The $787 billion federal stimulus package enacted last year included $20 billion to subsidize energy efficiency programs in the states. Adding insulation, installing more efficient lighting, and other such seemingly small changes add up to significant savings of both energy and money.
Companies like Chevron Corp. (NYSE:CVX), Johnson Controls Inc. (NYSE:JCI), Honeywell International Inc. (NYSE:HON), and Lockheed Martin Corp. (NYSE:LMT) are all big players in the energy efficiency market and stand to profit nicely if
the government can get the money to where it’s supposed to go. That’s not as simple as it sounds.
A political battle is also shaping up in the US Senate, as Democrats prepare to release climate change legislation next week. While the energy efficiency dollars are already in the pipeline, new legislation on climate change could dramatically alter the funding landscape for alternative energy going forward.
On one side, Republicans are expected to argue that Democratic plans cost too much and will only add to the already massive federal budget deficit. Republicans also expect that the proposed legislation will contain a revenue-raising mechanism to pay for developing alternatives to burning hydrocarbons. Their argument is likely to be that this “tax” will stifle job creation because potential employers won’t be able hire new workers if they are forced to pay a new tax. Instead of spending on green initiatives, remove all restrictions on drilling for hydrocarbons and let the market decide the winner.
On the Democratic side of the aisle, Senators are sure to point out that the President has announced his support for new offshore drilling to reduce US dependence on foreign oil, support for new nuclear power plants, and development of clean coal initiatives. Combined with the $20 billion in the stimulus package, the Democrats believe that they have a strong argument for climate change legislation based on energy independence and green job creation.
In its distilled form, what the President and the Democrats are proposing is modelled on the approach they took with health care reform. Put relatively small amounts of federal money into a large number of promising programs, and wait to see what comes out the other end. Basing a decision to kill any possible solution before it has even been evaluated is self-defeating. And Democrats will argue that is just what the Republicans are doing: killing the goose before it can lay any kind of egg.

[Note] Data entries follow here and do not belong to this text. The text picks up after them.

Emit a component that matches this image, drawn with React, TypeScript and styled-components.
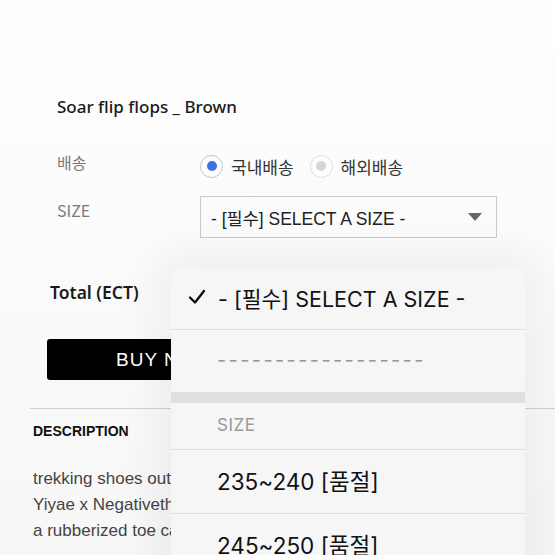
import React from "react";
import styled, { createGlobalStyle } from "styled-components";

const GlobalStyle = createGlobalStyle`
  html, body {
    margin: 0;
    padding: 0;
    background: #ffffff;
  }
  body {
    font-family: "Noto Sans", "Noto Sans CJK KR", sans-serif;
  }
`;

const Page = styled.div`
  position: relative;
  width: 555px;
  height: 555px;
  overflow: hidden;
  background: linear-gradient(180deg, #fefefe 0%, #fbfbfb 45%, #f7f7f7 100%);
`;

const Product = styled.section`
  padding: 94px 0 0 57px;
`;

const Title = styled.h1`
  margin: 0;
  font-size: 17px;
  font-weight: 500;
  color: #1a1a1a;
  line-height: 26px;
`;

const OptionGrid = styled.div`
  display: grid;
  grid-template-columns: 143px 1fr;
  row-gap: 14px;
  margin-top: 30px;
  align-items: start;
`;

const Label = styled.div<{ $top?: number }>`
  font-family: "Noto Sans CJK KR", "Noto Sans", sans-serif;
  font-size: 16px;
  color: #7a7a7a;
  line-height: 24px;
  padding-top: ${(p) => p.$top ?? 0}px;
`;

const RadioGroup = styled.div`
  display: flex;
  align-items: center;
  gap: 16px;
  height: 32px;
`;

const RadioOption = styled.label`
  display: flex;
  align-items: center;
  gap: 8px;
  font-family: "Noto Sans CJK KR", sans-serif;
  font-size: 17px;
  color: #333;
`;

const RadioDot = styled.span<{ $on?: boolean }>`
  width: 21px;
  height: 21px;
  border-radius: 50%;
  border: 1px solid ${(p) => (p.$on ? "#b9c4d6" : "#dcdcdc")};
  background: #fdfdfd;
  display: flex;
  align-items: center;
  justify-content: center;
  &::after {
    content: "";
    width: 10px;
    height: 10px;
    border-radius: 50%;
    background: ${(p) => (p.$on ? "#3d73dd" : "#d6d6d6")};
  }
`;

const Select = styled.div`
  width: 297px;
  height: 42px;
  box-sizing: border-box;
  border: 1px solid #c9c9c9;
  background: #fbfbfb;
  display: flex;
  align-items: center;
  justify-content: space-between;
  padding: 0 14px 0 10px;
  font-family: "Liberation Sans", "Noto Sans CJK KR", sans-serif;
  font-size: 17.5px;
  color: #222;
`;

const Caret = styled.span`
  width: 0;
  height: 0;
  border-left: 7px solid transparent;
  border-right: 7px solid transparent;
  border-top: 8px solid #666;
`;

const TotalRow = styled.div`
  margin: 41px 0 0 50px;
  font-size: 17.5px;
  font-weight: 600;
  color: #1a1a1a;
  line-height: 26px;
`;

const BuyButton = styled.button`
  display: block;
  margin: 34px 0 0 47px;
  width: 260px;
  height: 41px;
  background: #000;
  color: #fff;
  border: 0;
  border-radius: 3px;
  font-family: "Liberation Sans", sans-serif;
  font-size: 19px;
  letter-spacing: 1px;
  text-align: left;
  padding-left: 69px;
`;

const Description = styled.section`
  margin: 28px 0 0 30px;
  border-top: 1px solid #cfcfcf;
  padding: 12px 0 0 3px;
  font-family: "Liberation Sans", sans-serif;
`;

const DescHead = styled.h2`
  margin: 0;
  font-size: 14px;
  font-weight: 700;
  color: #111;
  line-height: 20px;
`;

const DescText = styled.p`
  margin: 25px 0 0;
  font-size: 17px;
  line-height: 26px;
  color: #444;
  white-space: nowrap;
`;

const Picker = styled.div`
  position: absolute;
  left: 171px;
  top: 268px;
  width: 354px;
  height: 320px;
  background: #f6f6f6;
  border-radius: 14px 14px 0 0;
  box-shadow: 0 0 40px 16px rgba(0, 0, 0, 0.05);
  overflow: hidden;
  font-family: Inter, "Noto Sans CJK KR", sans-serif;
`;

const PickerRow = styled.div<{ $h: number; $size?: number }>`
  height: ${(p) => p.$h}px;
  display: flex;
  align-items: center;
  padding: 0 0 3px 46px;
  box-sizing: border-box;
  border-bottom: 1px solid #dcdcdc;
  font-size: ${(p) => p.$size ?? 22.5}px;
  color: #111;
`;

const SelectedRow = styled(PickerRow)`
  padding-left: 17px;
  gap: 12px;
`;

const Dashes = styled.span`
  color: #999;
  font-size: 20px;
  letter-spacing: 2.4px;
`;

const GroupGap = styled.div`
  height: 10px;
  background: #e0e0e0;
`;

const GroupHead = styled(PickerRow)`
  color: #999;
  letter-spacing: 0.5px;
`;

const Check = () => (
  <svg width="18" height="16" viewBox="0 0 18 16">
    <path d="M2 8.5 L7 13.5 L16 2" fill="none" stroke="#111" strokeWidth="2.4" strokeLinecap="round" strokeLinejoin="round" />
  </svg>
);

export default function App() {
  return (
    <>
      <GlobalStyle />
      <Page>
        <Product>
          <Title>Soar flip flops _ Brown</Title>
          <OptionGrid>
            <Label $top={0}>배송</Label>
            <RadioGroup>
              <RadioOption>
                <RadioDot $on />
                국내배송
              </RadioOption>
              <RadioOption>
                <RadioDot />
                해외배송
              </RadioOption>
            </RadioGroup>
            <Label $top={2}>SIZE</Label>
            <Select>
              <span>- [필수] SELECT A SIZE -</span>
              <Caret />
            </Select>
          </OptionGrid>
        </Product>
        <TotalRow>Total (ECT)</TotalRow>
        <BuyButton>BUY NOW</BuyButton>
        <Description>
          <DescHead>DESCRIPTION</DescHead>
          <DescText>
            trekking shoes outdoor
            <br />
            Yiyae x Negativethinking
            <br />
            a rubberized toe cap
          </DescText>
        </Description>
        <Picker>
          <SelectedRow $h={62} $size={21.5}>
            <Check />- [필수] SELECT A SIZE -
          </SelectedRow>
          <PickerRow $h={63}>
            <Dashes>------------------</Dashes>
          </PickerRow>
          <GroupGap />
          <GroupHead $h={47} $size={17}>SIZE</GroupHead>
          <PickerRow $h={64}>235~240 [품절]</PickerRow>
          <PickerRow $h={64}>245~250 [품절]</PickerRow>
        </Picker>
      </Page>
    </>
  );
}
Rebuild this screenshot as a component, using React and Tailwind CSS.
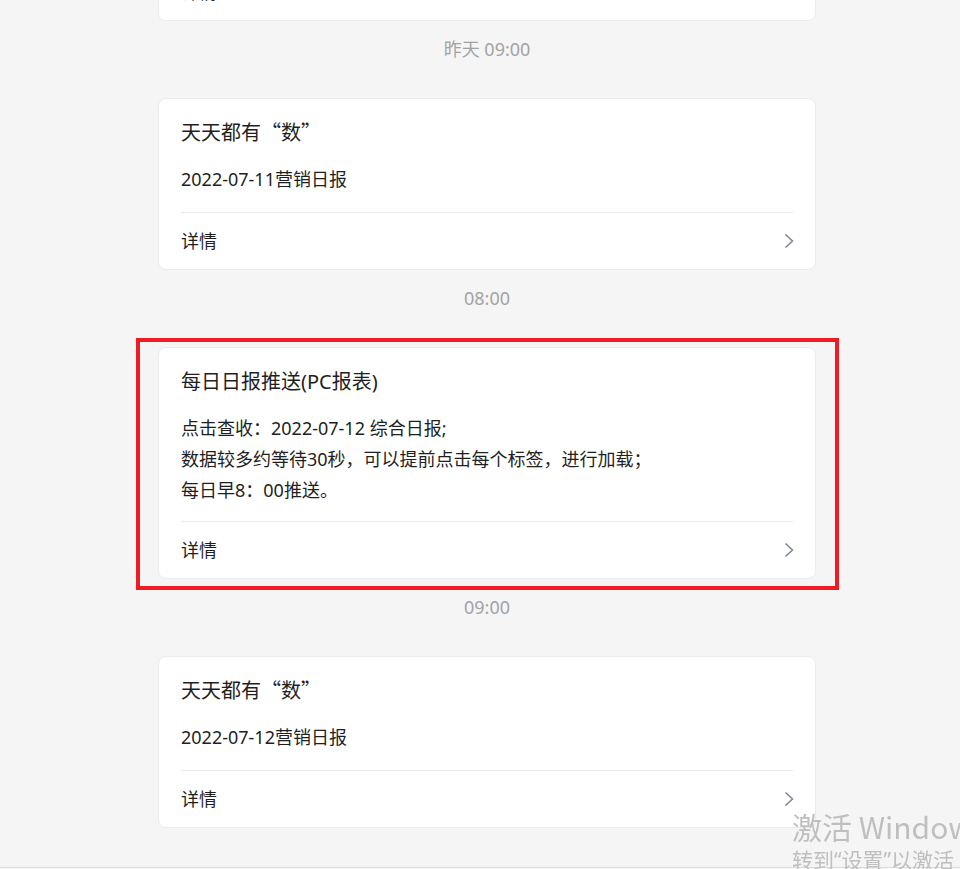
const messages = [
  { id: 'm1', title: ['天天都有', '数'], lines: ['2022-07-10营销日报'] },
  { id: 'm2', time: '昨天 09:00', title: ['天天都有', '数'], lines: ['2022-07-11营销日报'] },
  {
    id: 'm3',
    time: '08:00',
    title: '每日日报推送(PC报表)',
    marked: true,
    lines: ['点击查收：2022-07-12 综合日报;', '数据较多约等待30秒，可以提前点击每个标签，进行加载；', '每日早8：00推送。'],
  },
  { id: 'm4', time: '09:00', title: ['天天都有', '数'], lines: ['2022-07-12营销日报'] },
]

export default function App() {
  return (
    <div className="relative min-h-[869px] overflow-hidden bg-[#f5f5f5] font-['Noto_Sans','Noto_Sans_CJK_SC',sans-serif] text-[#1f1f1f]">
      <div className="ml-[158px] w-[658px] -mt-[151px]">
        {messages.map((msg) => (
          <div key={msg.id}>
            {msg.time ? <TimeLabel text={msg.time} /> : null}
            {msg.marked ? (
              <div className="relative">
                <MessageCard msg={msg} />
                <div className="pointer-events-none absolute -left-[22px] -top-[9px] -right-[23px] -bottom-[11px] border-4 border-[#ee1c25]" />
              </div>
            ) : (
              <MessageCard msg={msg} />
            )}
          </div>
        ))}
        <div className="h-[39px]" />
      </div>
      <div className="h-px bg-[#dadada]" />
      <div className="h-[2px] bg-[#fafafa]" />
      <Watermark />
    </div>
  )
}

function TimeLabel({ text }) {
  return <div className="mt-[18px] mb-[39px] h-[20px] text-center text-[18px] leading-[20px] text-[#a3a3a3]">{text}</div>
}

function Title({ title }) {
  if (typeof title === 'string') return title
  // quoted titles: the curly quotes come from the CJK face so they take a full cell
  return (
    <>
      {title[0]}
      <span className="font-['Noto_Sans_CJK_SC',sans-serif] leading-none">“</span>
      {title[1]}
      <span className="font-['Noto_Sans_CJK_SC',sans-serif] leading-none">”</span>
    </>
  )
}

function MessageCard({ msg }) {
  const multi = msg.lines.length > 1
  return (
    <div className="bg-white border border-[#ececec] rounded-lg">
      <div className={`px-[22px] pt-[19px] ${multi ? 'pb-[15px]' : 'pb-[17px]'}`}>
        <h3 className="h-[30px] text-[20px] leading-[30px] font-normal whitespace-nowrap">
          <Title title={msg.title} />
        </h3>
        <div className="mt-4 text-[18px] leading-[31px]">
          {msg.lines.map((line) => (
            <p key={line}>{line}</p>
          ))}
        </div>
      </div>
      <div className="mx-[22px] h-px bg-[#ebebeb]" />
      <div className="h-[56px] px-[22px] flex items-center justify-between text-[18px]">
        <span>详情</span>
        <svg width="10" height="16" viewBox="0 0 10 16" className="mr-[-1px]">
          <path d="M1.5 1.5 L8.5 8 L1.5 14.5" fill="none" stroke="#7b8594" strokeWidth="1.5" />
        </svg>
      </div>
    </div>
  )
}

function Watermark() {
  return (
    <div className="pointer-events-none fixed left-[792px] right-0 top-[806px] bottom-0 overflow-hidden whitespace-nowrap text-[#bfbfbf]">
      <div className="font-['Noto_Sans_CJK_SC',sans-serif] text-[30px] leading-[40px]">激活 Windows</div>
      <div className="text-[21px] leading-[28px]">转到“设置”以激活 Windows。</div>
    </div>
  )
}
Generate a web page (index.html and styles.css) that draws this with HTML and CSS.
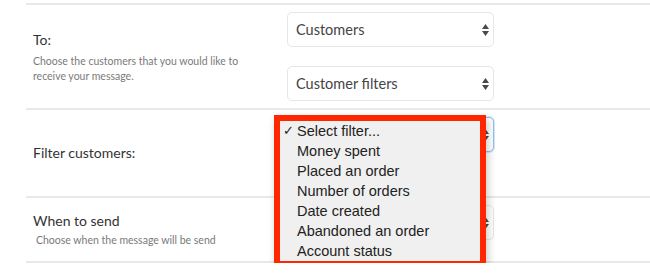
FILE: index.html
```html
<!DOCTYPE html>
<html lang="en">
<head>
    <meta charset="UTF-8">
    <meta name="viewport" content="width=device-width, initial-scale=1.0">
    <title>Message settings</title>
    <link rel="stylesheet" href="styles.css">
</head>
<body>
    <main class="settings">
        <section class="row row-to">
            <div class="label">
                <h3>To:</h3>
                <p>Choose the customers that you would like to<br>receive your message.</p>
            </div>
            <div class="controls">
                <div class="select">
                    <span>Customers</span>
                    <svg class="arrows" width="7" height="12" viewBox="0 0 7 12"><path d="M3.5 0 L7 5 H0 Z M0 7 H7 L3.5 12 Z" fill="#4a4a4a"/></svg>
                </div>
                <div class="select">
                    <span>Customer filters</span>
                    <svg class="arrows" width="7" height="12" viewBox="0 0 7 12"><path d="M3.5 0 L7 5 H0 Z M0 7 H7 L3.5 12 Z" fill="#4a4a4a"/></svg>
                </div>
            </div>
        </section>

        <section class="row row-filter">
            <div class="label">
                <h3>Filter customers:</h3>
            </div>
            <div class="controls">
                <!-- value hidden behind the open menu -->
                <div class="select focused">
                    <span></span>
                    <svg class="arrows" width="7" height="12" viewBox="0 0 7 12"><path d="M3.5 0 L7 5 H0 Z M0 7 H7 L3.5 12 Z" fill="#4a4a4a"/></svg>
                </div>
            </div>
        </section>

        <section class="row row-when">
            <div class="label">
                <h3>When to send</h3>
                <p class="indent">Choose when the message will be send</p>
            </div>
            <div class="controls">
                <div class="select">
                    <span></span>
                    <svg class="arrows" width="7" height="12" viewBox="0 0 7 12"><path d="M3.5 0 L7 5 H0 Z M0 7 H7 L3.5 12 Z" fill="#4a4a4a"/></svg>
                </div>
            </div>
        </section>

        <ul class="dropdown">
            <li class="checked">Select filter...</li>
            <li>Money spent</li>
            <li>Placed an order</li>
            <li>Number of orders</li>
            <li>Date created</li>
            <li>Abandoned an order</li>
            <li>Account status</li>
        </ul>
    </main>
</body>
</html>
```

FILE: styles.css
```css
body {
    margin: 0;
    padding: 0;
    background-color: #fff;
    font-family: 'Lato', 'Open Sans', sans-serif;
    color: #333;
}
.settings {
    position: relative;
    margin-left: 26px;
    padding-top: 3px;
}
.row {
    display: grid;
    grid-template-columns: 261px 207px;
    border-top: 2px solid #e9e9e9;
}
.row-when {
    border-bottom: 2px solid #e9e9e9;
}
.label {
    align-self: center;
    padding-left: 7px;
}
.label h3 {
    margin: 0;
    font-size: 14px;
    font-weight: 400;
    line-height: 20px;
    color: #333;
}
.label p {
    margin: 4px 0 0;
    font-size: 10.5px;
    line-height: 15px;
    color: #7a7a7a;
}
.label p.indent {
    margin-top: 2px;
    padding-left: 3px;
}
.controls {
    display: flex;
    flex-direction: column;
    gap: 19px;
    padding: 7px 0;
}
.row-filter .controls {
    padding-bottom: 44px;
}
.row-when .controls {
    padding-bottom: 21px;
}
.select {
    display: flex;
    align-items: center;
    justify-content: space-between;
    height: 35px;
    box-sizing: border-box;
    padding: 0 4px 0 8px;
    border: 1px solid #e6e6e6;
    border-radius: 5px;
    background-color: #fff;
    font-size: 14.5px;
    color: #444;
}
.select.focused {
    border-color: #8dbfee;
    box-shadow: 0 0 0 1px rgba(141, 191, 238, 0.35);
}
.dropdown {
    position: absolute;
    left: 248px;
    top: 115px;
    width: 200px;
    margin: 0;
    padding: 0;
    list-style: none;
    background-color: #f0f0f0;
    border: 6px solid #ff2600;
    box-shadow: 2px 4px 8px rgba(0, 0, 0, 0.22);
    font-family: 'Liberation Sans', Arial, sans-serif;
    font-size: 14.5px;
    line-height: 20px;
    color: #222;
}
.dropdown li {
    padding-left: 17px;
    position: relative;
}
.dropdown li.checked::before {
    content: '\2713';
    position: absolute;
    left: 3px;
    font-size: 13px;
}
```
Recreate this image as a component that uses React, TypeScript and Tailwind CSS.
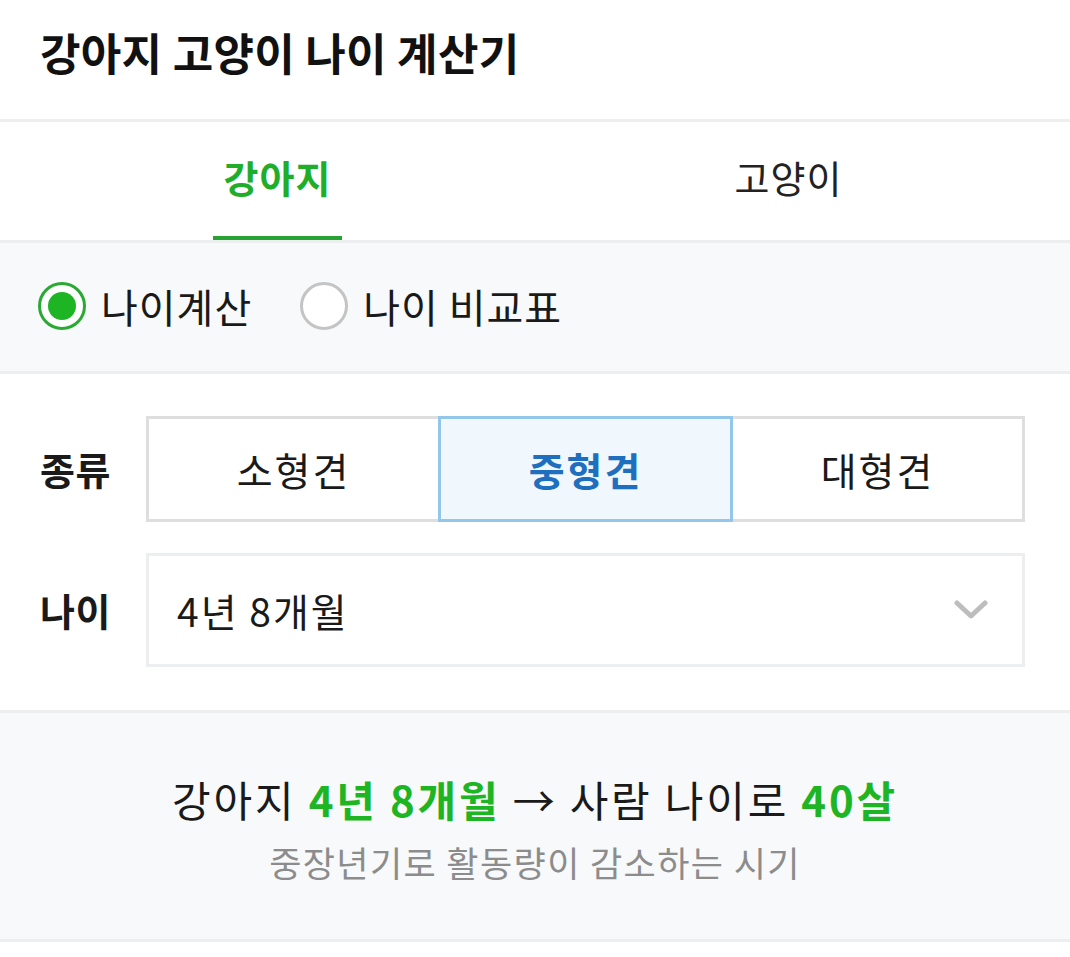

If alternative energy were considered a real threat to entrenched energy companies we’d be seeing a lot more investment by oil and coal companies in alt energy companies. The oil companies have made some small bets to hedge against being left completely behind in the event alt energy turns out to be a winner, but coal companies have simply ignored the whole scene.
The established companies are content to let the different alternative technologies battle it out while they sit back and wait for winners to emerge. Then they can use their company’s war chest to scoop up the winners. Less risk, same reward.
On the job creation front, it’s unlikely that either the House or Senate bill will generate massive numbers of jobs in the short run. The Democrats hope to kick-start green job creation, especially in manufacturing. That will be harder than it sounds.
The Obama administration has authorized substantial tax credits for creating green manufacturing in the US, but included in the legislation credits for assembling parts that were manufactured somewhere else. While these jobs help, by themselves they are unlikely to boost manufacturing employment in the US. According to an economist at the University of Massachusetts-Amherst cited in the New York Times, fewer than 500 applications have been received by the federal government for these tax breaks, and if every one were approved, only 75,000 new green manufacturing jobs would be created. Green manufacturing employs, at most, 15,000 workers in the US, and many of the employers are foreign companies.
The rather lame results so far have not turned off the lobbying efforts of the alternative energy industry. In 2009, the industry spent $30 million on lobbying, less than a fifth of the $168 million spent by Big Oil. One significant achievement of the alt energy lobbying was the eight-year extension of the Solar Investment Tax Credit that Congress approved in 2008. Money, as they say, talks. And alt energy is finally finding its voice.